Stati, ribellatevi! Hegel non lo dice ma è la lezione che si ricava”dalla “Costituzione della Germania”, uno dei suoi primi scritti a fine Settecento, in celebrazione della libertà che veniva dalla rivoluzione francese. Anche “la libertà è solo possibile nell’unione legale di un popolo in uno Stato”, che vi si legge a conclusione di un lungo omaggio a Machiavelli, alla fine del § IX, nel quale ha parlato dell’Italia, si può dire nella semplificazione hegeliana della storia assioma fra i meno caduchi.
Hegel parla dell’Italia in connessione con la Germania, di cui avrebbe prefigurato la disgregazione. Anche se la Germania è soprattutto vittima da ultimo della perversa Francia. Che Hegel non denuncia in questi termini perché dalla Francia aspettava la salvezza, ma di cui spiega all’esordio che con Napoleone ha completato, annettendosi la riva sinistra del Reno, la disgregazione della Germania avviata da Richelieu con la Guerra dei trent’anni, che aveva garantito alla Francia l’unità politica e religiosa e la sottomissione dei principi, e alla Germania l’opposto, la divisione in confessioni e in mini-principati.
Dalla fine del feudalesimo, quando essa aveva dato al mondo la legge, “attraverso la libertà della costituzione feudale”, la Germania non ha fatto che evolvere sotto una sorta di “diritto privato”, afferma il giovane Hegel: “Tutte le (sue) singole parti, ciascuna dinastia principesca, ordine, città, corporazione”, nell’incerta traduzione di Armando Plebe nel 1961 (“Scritti politici, 1798-1806”), “tutto ciò che possiede diritti di fronte allo Stato, ha acquistato da sé i suoi diritti, senza averli ricevuti in sorte dalla volontà generale, dallo Stato nel suo insieme”. Italia e Germania sono state unite nella stessa sorte dalla comune strategia imperiale: “La mania degli imperatori di voler conservare entrambi i paesi sotto la loro sovranità, ha annullato la loro potenza in entrambi”. L’Italia durò di più e meglio della Germania, dirà all’inizio del § successivo, “Le due grandi potenze tedesche”, perché seppe difendersi: “Il destino dell’Italia si distingue però essenzialmente da quello dell’Italia per il fatto ch gli Stati in cui l’Italia era smembrata… furono in grado ancora a lungo di affermarsi anche contro potenze assai più grandi, o per il fatto che la sproporzione dell’estensione non aveva reso ugualmente sproporzionata la potenza”. E porta l’esempio di Milano, che, come la Grecia contro i Persiani, “fu in grado di affrontare la potenza di Federico e di conservarsi contro di essa”, e di Venezia, che “si conservò contro la Lega di Cambrai”.

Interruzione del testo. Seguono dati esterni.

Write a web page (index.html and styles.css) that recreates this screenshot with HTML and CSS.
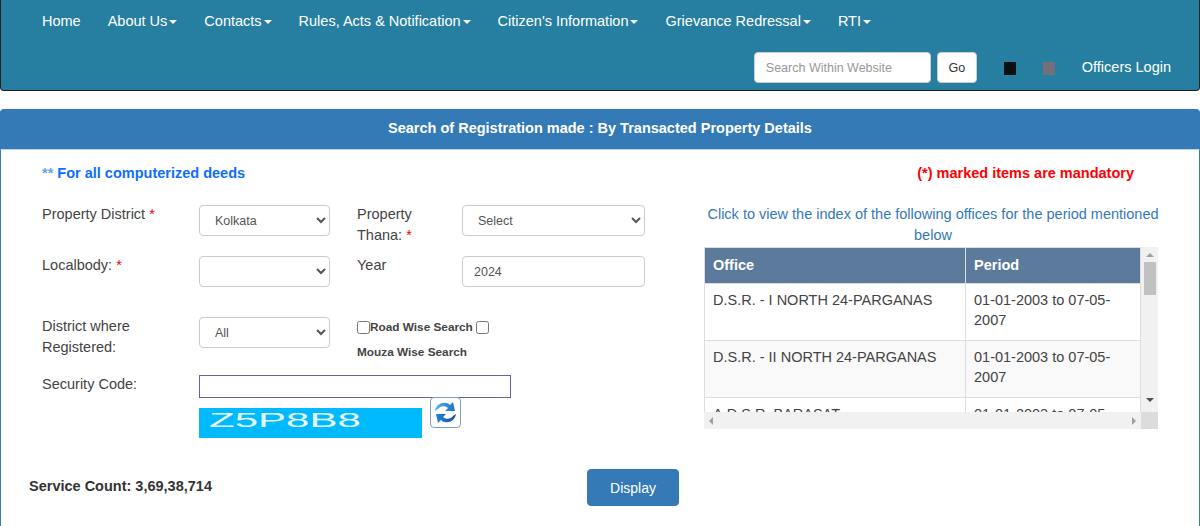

L’unione imposta dall’esterno provoca invece la disintegrazine. Fu questo l’effetto del programma imperiale: “In Italia ogni luogo si guadagnò la sua sovranità: essa cessò di essere uno Stato e divenne una baraonda di Stati indipendenti, monarchie, aristocrazie, democrazie, come il caso voleva; anche la degenerazione di queste costituzioni in tirannia, oligarchia e oclocrazia comparve in breve tempo”. E viceversa, l’Italia sopravvisse, anche se non a lungo, ma più della Germania, perché e finché si oppose all’unione fittizia imposta dall’esterno: “La situazione dell’Italia non può essere definita anarchia, perché la moltitudine di parti contrastanti era composta di Stati organizzati. Indipendentemente dalla mancanza di un vincolo statale, tuttavia una gran parte si riunì pur sempre in un’opposizione comune contro il predominio dell’impero”.